9.4 Requests for additional information about payments should be viewed upon their individual merits and treated by the trustee in a fair and reasonable way. The provision of additional information should be proportionate to the circumstances of the appointment.


10. What if a creditor or the bankrupt is dissatisfied?


10.1 Except in cases where there is a committee it is the creditors as a body who have authority to approve the trustee’s fees.


10.2 If a creditor believes that the trustee’s fees are excessive, the basis is inappropriate, or the expenses incurred by the trustee are in all the circumstances excessive, the creditor may, provided certain conditions are met, apply to the court.


10.3 Application may be made to the court by any secured creditor, or by any unsecured creditor provided at least 10 per cent in value of unsecured creditors (including themselves) agree, or they have the permission of the court. Any such application must be made within 8 weeks of the applicant receiving the trustee’s progress or final report in which the charging of the remuneration or incurring of the expenses in question is first reported (see paragraph 8.1 above). If the court does not dismiss the application (which it may if it considers that insufficient cause is shown) the applicant must give the trustee a copy of the application and supporting evidence at least 14 days before the hearing.


10.4 If the court considers the application well founded, it may order that the remuneration be reduced, the basis be changed, or the expenses be disallowed or repaid. Unless the court orders otherwise, the costs must be paid by the applicant and not out of the bankrupt’s assets.


10.5 The bankrupt also has the right to challenge the trustee’s remuneration or expenses with the permission of the court.


11 What if the trustee is dissatisfied?


11.1 If the trustee considers that the remuneration fixed by the committee is insufficient or that the basis used to fix it is inappropriate, the trustee may request that the amount or rate be increased, or the basis changed, by decision of the creditors. If the trustee considers that the remuneration fixed by the committee or the creditors or in accordance with the statutory scale is insufficient or that the basis used to fix it is inappropriate, they may apply to the court for the amount or rate to be increased or the basis changed. If the trustee decides to apply to the court, they must give at least 14 days’ notice to the members of the committee and the committee may nominate one or more of its members to appear or be represented at the court hearing. If there is no committee, the trustee’s notice of application must be sent to such of the creditors as the court may direct, and they may nominate one or more of their number to appear or be represented. The court may order the costs to be paid out of the assets.


12 Other matters relating to remuneration


12.1 Where the trustee realises assets on behalf of a secured creditor, the trustee is entitled to be remunerated out of the proceeds of sale in accordance with a scale set out in the Rules. Usually, however, the trustee will agree the basis of their fee for dealing with charged assets with the secured creditor concerned.

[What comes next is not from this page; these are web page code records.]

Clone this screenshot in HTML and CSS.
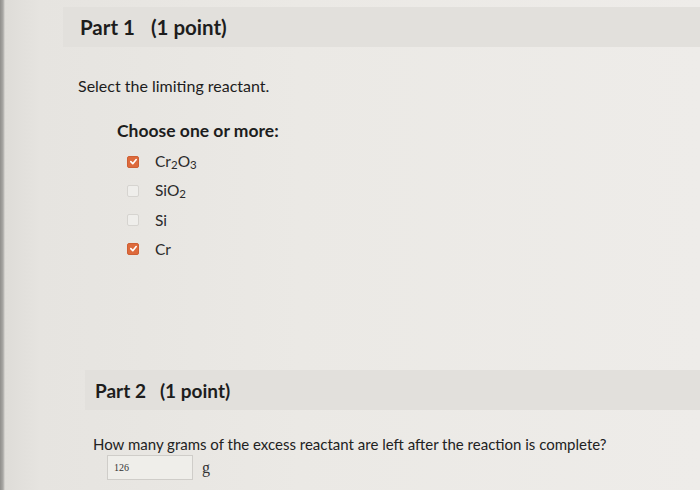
FILE: index.html
```html
<!DOCTYPE html>
<html>
<head>
<meta charset="utf-8">
<link rel="stylesheet" href="styles.css">
</head>
<body>
<div class="page">
  <div class="part-head part1-head">
    <span class="part-label">Part 1</span><span class="part-points">(1 point)</span>
  </div>
  <p class="prompt">Select the limiting reactant.</p>
  <div class="choices">
    <div class="choose">Choose one or more:</div>
    <div class="option"><span class="box checked"><svg viewBox="0 0 10 10" width="9" height="9"><path d="M2 5.2 L4.2 7.4 L8 2.8" fill="none" stroke="#fff" stroke-width="1.8" stroke-linecap="round" stroke-linejoin="round"/></svg></span><span class="opt-text">Cr<sub>2</sub>O<sub>3</sub></span></div>
    <div class="option"><span class="box"></span><span class="opt-text">SiO<sub>2</sub></span></div>
    <div class="option"><span class="box"></span><span class="opt-text">Si</span></div>
    <div class="option"><span class="box checked"><svg viewBox="0 0 10 10" width="9" height="9"><path d="M2 5.2 L4.2 7.4 L8 2.8" fill="none" stroke="#fff" stroke-width="1.8" stroke-linecap="round" stroke-linejoin="round"/></svg></span><span class="opt-text">Cr</span></div>
  </div>
  <div class="part-head part2-head">
    <span class="part-label">Part 2</span><span class="part-points">(1 point)</span>
  </div>
  <p class="question">How many grams of the excess reactant are left after the reaction is complete?</p>
  <div class="answer-row">
    <div class="answer-box">126</div>
    <span class="unit">g</span>
  </div>
</div>
</body>
</html>
```

FILE: styles.css
```css
html, body {
  margin: 0;
  padding: 0;
}
body {
  width: 700px;
  height: 490px;
  overflow: hidden;
  background: linear-gradient(90deg, #8f8e8b 0px, #a9a8a5 3px, #dedcd8 5px, #e6e4e0 40px, #ebe9e5 300px, #eeece9 700px);
  font-family: Lato, "Open Sans", sans-serif;
  color: #1d1d1d;
}
.page {
  display: flex;
  flex-direction: column;
  height: 490px;
}
.part-head {
  display: flex;
  align-items: center;
  font-weight: 700;
  background: #e2e0dc;
}
.part1-head {
  margin: 7px 0 0 63px;
  height: 40px;
  padding-left: 17px;
  font-size: 20.5px;
}
.part1-head .part-label {
  margin-right: 16px;
}
.part2-head {
  margin: 0 0 0 85px;
  height: 40px;
  padding-left: 10px;
  font-size: 19px;
}
.part2-head .part-label {
  margin-right: 14px;
}
.prompt {
  margin: 29px 0 0 78px;
  font-size: 16px;
  line-height: 20px;
}
.choices {
  margin: 24px 0 0 117px;
  display: flex;
  flex-direction: column;
}
.choose {
  font-weight: 700;
  font-size: 17.5px;
  line-height: 22px;
  margin-bottom: 5px;
}
.option {
  display: flex;
  align-items: center;
  height: 29px;
  font-size: 15.5px;
  color: #2a2a2a;
}
.box {
  width: 10px;
  height: 10px;
  margin-left: 10px;
  margin-right: 16px;
  border: 1px solid #d6d4d0;
  border-radius: 2px;
  background: #efeeeb;
  display: flex;
  align-items: center;
  justify-content: center;
}
.box.checked {
  background: #dd6a3c;
  border-color: #cf5f33;
}
sub {
  font-size: 11.5px;
  vertical-align: -2px;
}
.part2-head {
  margin-top: 107px;
}
.question {
  margin: 24px 0 0 93px;
  font-size: 15px;
  line-height: 20px;
  color: #222;
}
.answer-row {
  display: flex;
  align-items: center;
  margin: 1px 0 0 107px;
}
.answer-box {
  width: 78px;
  height: 23px;
  border: 1px solid #cfcdc9;
  background: #efeeea;
  font-family: "Liberation Serif", serif;
  font-size: 10px;
  line-height: 23px;
  padding-left: 6px;
  color: #333;
}
.unit {
  margin-left: 9px;
  font-family: "Liberation Serif", serif;
  font-size: 16px;
  color: #333;
}
```
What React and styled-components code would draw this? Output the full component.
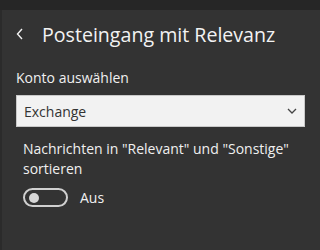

12.2 Where joint trustees are appointed it is for them to agree between themselves how the remuneration payable should be apportioned. Any dispute between them may be referred to the court, the committee or the creditors.


12.3 If a new trustee is appointed in place of another, any determination, decision or court order which was in effect immediately before the replacement continues to have effect in relation to the remuneration of the new trustee until a further determination, decision or court order is made.


12.4 Where the basis of the remuneration is a set amount, and the trustee ceases to act before the time has elapsed or the work has been completed for which the amount was set, application may be made for a determination of the amount that should be paid to the outgoing trustee. The application must be made to the same body as approved the remuneration. Where the outgoing trustee and the incoming trustee are from the same firm, they will usually agree the apportionment between them.


12.5 There may also be occasions when creditors will agree to make funds available themselves to pay for the trustee to carry out tasks which cannot be paid for out of the assets, either because they are deficient or because it is uncertain whether the work undertaken will result in any benefit to creditors. Arrangements of this kind are sometimes made to fund litigation or investigations into the bankrupt’s affairs. Any arrangements of this nature will be a matter for agreement between the trustee and the creditors concerned and will not be subject to the statutory rules relating to remuneration.


12.6 Where realisations are sufficient for creditors to be paid in full with interest, the creditors will not have the principal financial interest in the level of payments from the estate. Once this has been established by the trustee, they should provide the beneficiaries of the anticipated surplus, on request, with information in accordance with the principles and standards set out above.


13. Effective date


13.1 This guide applies where an insolvency practitioner is appointed as trustee in bankruptcy on or after 1 October 2015, or where information is provided by the trustee about fees, expenses or other payments on or after 6 April 2017.


13.2 Please note that insolvency practitioners were subject to different regulatory requirements prior to 1 April 2021. Therefore, information provided by insolvency practitioner prior to that date may vary slightly to the information required as set out in this guide.